When to Hold This Cash in a TFSA
The next logical step is to ask: when does it makes sense to hold my cash in the TFSA?
It makes sense when you have unused TFSA contribution room remaining. You can use the TFSA to shelter you from taxes on the measly interest income.
Cash should not go in a TFSA when the TFSA is maxed with investment assets like stocks and bonds. These investments have better long-run expected returns relative to cash. You want to preserve the valuable TFSA room for these assets.
For example, global stocks have returned an average of 7.3% per year over the past 122 years. While U.S. stocks have done even better, averaging 10.2% per year for the last 100 years.

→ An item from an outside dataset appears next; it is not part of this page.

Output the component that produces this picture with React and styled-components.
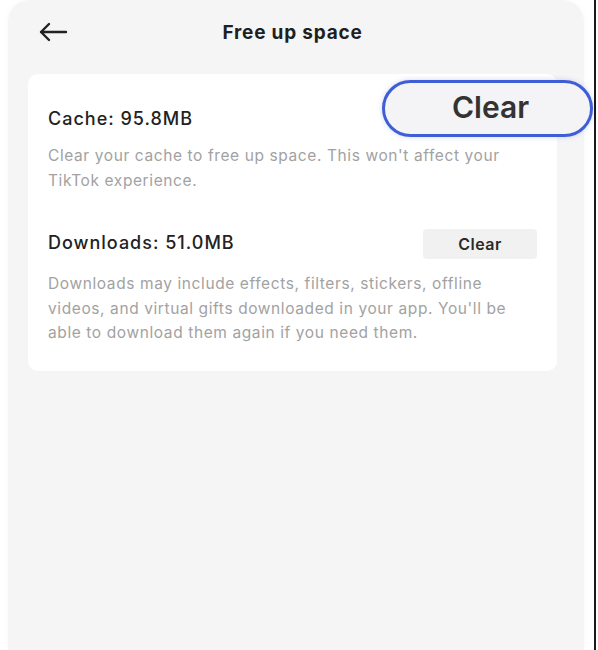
import React from "react";
import styled, { createGlobalStyle } from "styled-components";

const GlobalStyle = createGlobalStyle`
  html, body {
    margin: 0;
    padding: 0;
    background: #ffffff;
  }
  body {
    font-family: Inter, "Noto Sans", "Liberation Sans", sans-serif;
    -webkit-font-smoothing: antialiased;
  }
`;

const sections = [
  {
    id: "cache",
    title: "Cache: 95.8MB",
    text: "Clear your cache to free up space. This won't affect your TikTok experience.",
  },
  {
    id: "downloads",
    title: "Downloads: 51.0MB",
    text: "Downloads may include effects, filters, stickers, offline videos, and virtual gifts downloaded in your app. You'll be able to download them again if you need them.",
  },
];

export default function App() {
  return (
    <>
      <GlobalStyle />
      <Frame>
        <Screen>
          <Header>
            <BackButton aria-label="Back">
              <svg width="30" height="20" viewBox="0 0 30 20" fill="none">
                <path
                  d="M28 10H3M11 2L3 10L11 18"
                  stroke="#222"
                  strokeWidth="2.4"
                  strokeLinecap="round"
                  strokeLinejoin="round"
                />
              </svg>
            </BackButton>
            <Title>Free up space</Title>
          </Header>
          <Card>
            {sections.map((s) => (
              <Section key={s.id}>
                <Row>
                  <ItemTitle>{s.title}</ItemTitle>
                  {s.id === "downloads" && <ClearButton>Clear</ClearButton>}
                </Row>
                <Description>{s.text}</Description>
              </Section>
            ))}
            <Highlight>Clear</Highlight>
          </Card>
        </Screen>
      </Frame>
    </>
  );
}

const Frame = styled.div`
  width: 596px;
  height: 650px;
  border-right: 2px solid #1a1a1a;
  padding-left: 8px;
  box-sizing: border-box;
  display: flex;
  overflow: hidden;
`;

const Screen = styled.div`
  width: 576px;
  height: 100%;
  background: #f5f5f5;
  border-radius: 22px 22px 0 0;
  box-shadow: 0 0 6px rgba(0, 0, 0, 0.03);
  padding: 0 27px 0 20px;
  box-sizing: border-box;
  display: flex;
  flex-direction: column;
`;

const Header = styled.div`
  height: 64px;
  display: flex;
  align-items: center;
  justify-content: center;
  position: relative;
  margin-bottom: 10px;
`;

const BackButton = styled.button`
  position: absolute;
  left: 10px;
  top: 22px;
  border: none;
  background: none;
  padding: 0;
  display: flex;
`;

const Title = styled.h1`
  margin: 0;
  font-size: 19px;
  font-weight: 700;
  color: #1f1f1f;
  letter-spacing: 0.8px;
`;

const Card = styled.div`
  position: relative;
  background: #ffffff;
  border-radius: 10px;
  padding: 33px 20px 25px;
  display: flex;
  flex-direction: column;
  gap: 34px;
`;

const Section = styled.div`
  display: flex;
  flex-direction: column;
  gap: 13px;
`;

const Row = styled.div`
  display: flex;
  align-items: center;
  justify-content: space-between;
  min-height: 24px;
`;

const ItemTitle = styled.div`
  font-size: 18px;
  font-weight: 500;
  color: #222;
  line-height: 24px;
  letter-spacing: 1px;
`;

const Description = styled.p`
  margin: 0;
  font-size: 15.5px;
  line-height: 24.5px;
  letter-spacing: 0.6px;
  color: #a2a2a2;
  padding-right: 10px;
`;

const ClearButton = styled.button`
  width: 114px;
  height: 30px;
  border: none;
  border-radius: 4px;
  background: #f1f1f1;
  font-family: inherit;
  font-size: 16px;
  font-weight: 600;
  letter-spacing: 0.5px;
  color: #2a2a2a;
  margin-top: 2px;
`;

const Highlight = styled.button`
  position: absolute;
  left: 354px;
  top: 6px;
  width: 211px;
  height: 57px;
  box-sizing: border-box;
  border: 3px solid #3f5ed6;
  border-radius: 29px;
  background: #f4f4f6;
  box-shadow: 0 0 5px rgba(63, 94, 214, 0.25);
  font-family: inherit;
  font-size: 30px;
  font-weight: 600;
  color: #333;
  display: flex;
  align-items: center;
  justify-content: center;
  padding: 0 0 4px 6px;
`;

What if Interest Rates Were Higher?
Holding a HISA in a TFSA (cash in the TFSA) makes more sense as interest rates rise. With higher interest rates, cash in the HISA in the TFSA can earn more interest income. More income means more tax savings from the tax-sheltering effects of the TFSA.
Cash in the TFSA: Inflation
Inflation slowly erodes purchasing power. Since 1921, inflation has averaged around 2.7%. That means the purchasing power of cash decreases by 2.7%, per year. Recently, inflation has been even higher, averaging over 4% percent in 2021. You can tinker with historical inflation rates with the Bank of Canada’s inflation calculator.
Because of inflation, holding cash for the long term is very risky. Inflation is guaranteed to erode your purchasing power over the long term. This is why I view savings as safe in the short term, but risky in the long term. Vice versa for investing in equities.
Not Everyone is Ready to Invest
We covered that the TFSA offers maximum value for those that invest in assets with high expected returns.
But this doesn’t mean everyone with available cash should invest. Before investing, I believe it is important for everyone to:
- Have paid off high-interest debt;
- Have an emergency fund worth 3-6 months of expenses;
- Understand stocks and bonds, and where their returns come from;
- Understand diversification, fund fees and index funds; and
- Understand your willingness and ability to take investment risk.
How I Use the TFSA
All of the money in my TFSA is invested in low-cost equity (stock) index ETFs. I hold my emergency fund outside of my TFSA. This allows me to maximize the TFSA room for investments (stock index funds) that have high expected returns.
Under compound growth, the TFSA account value will grow exponentially over time. At some point in the future, I expect to pull tax free dividend or capital gains investment income from the account.
- Cash in a TFSA is usually no different than cash in a chequing account.
- You will not pay taxes on interest income in a HISA that is held in the TFSA.
- Interest payments on cash are tiny due to low-interest rates. The TFSA offers minimal tax-sheltering benefits when rates are low.
- Cash is great when you need the money in the next 5 years.
- Inflation will erode the value of your cash over the long term.
- The TFSA offers maximum benefit for assets with high expected returns, like equities (stocks).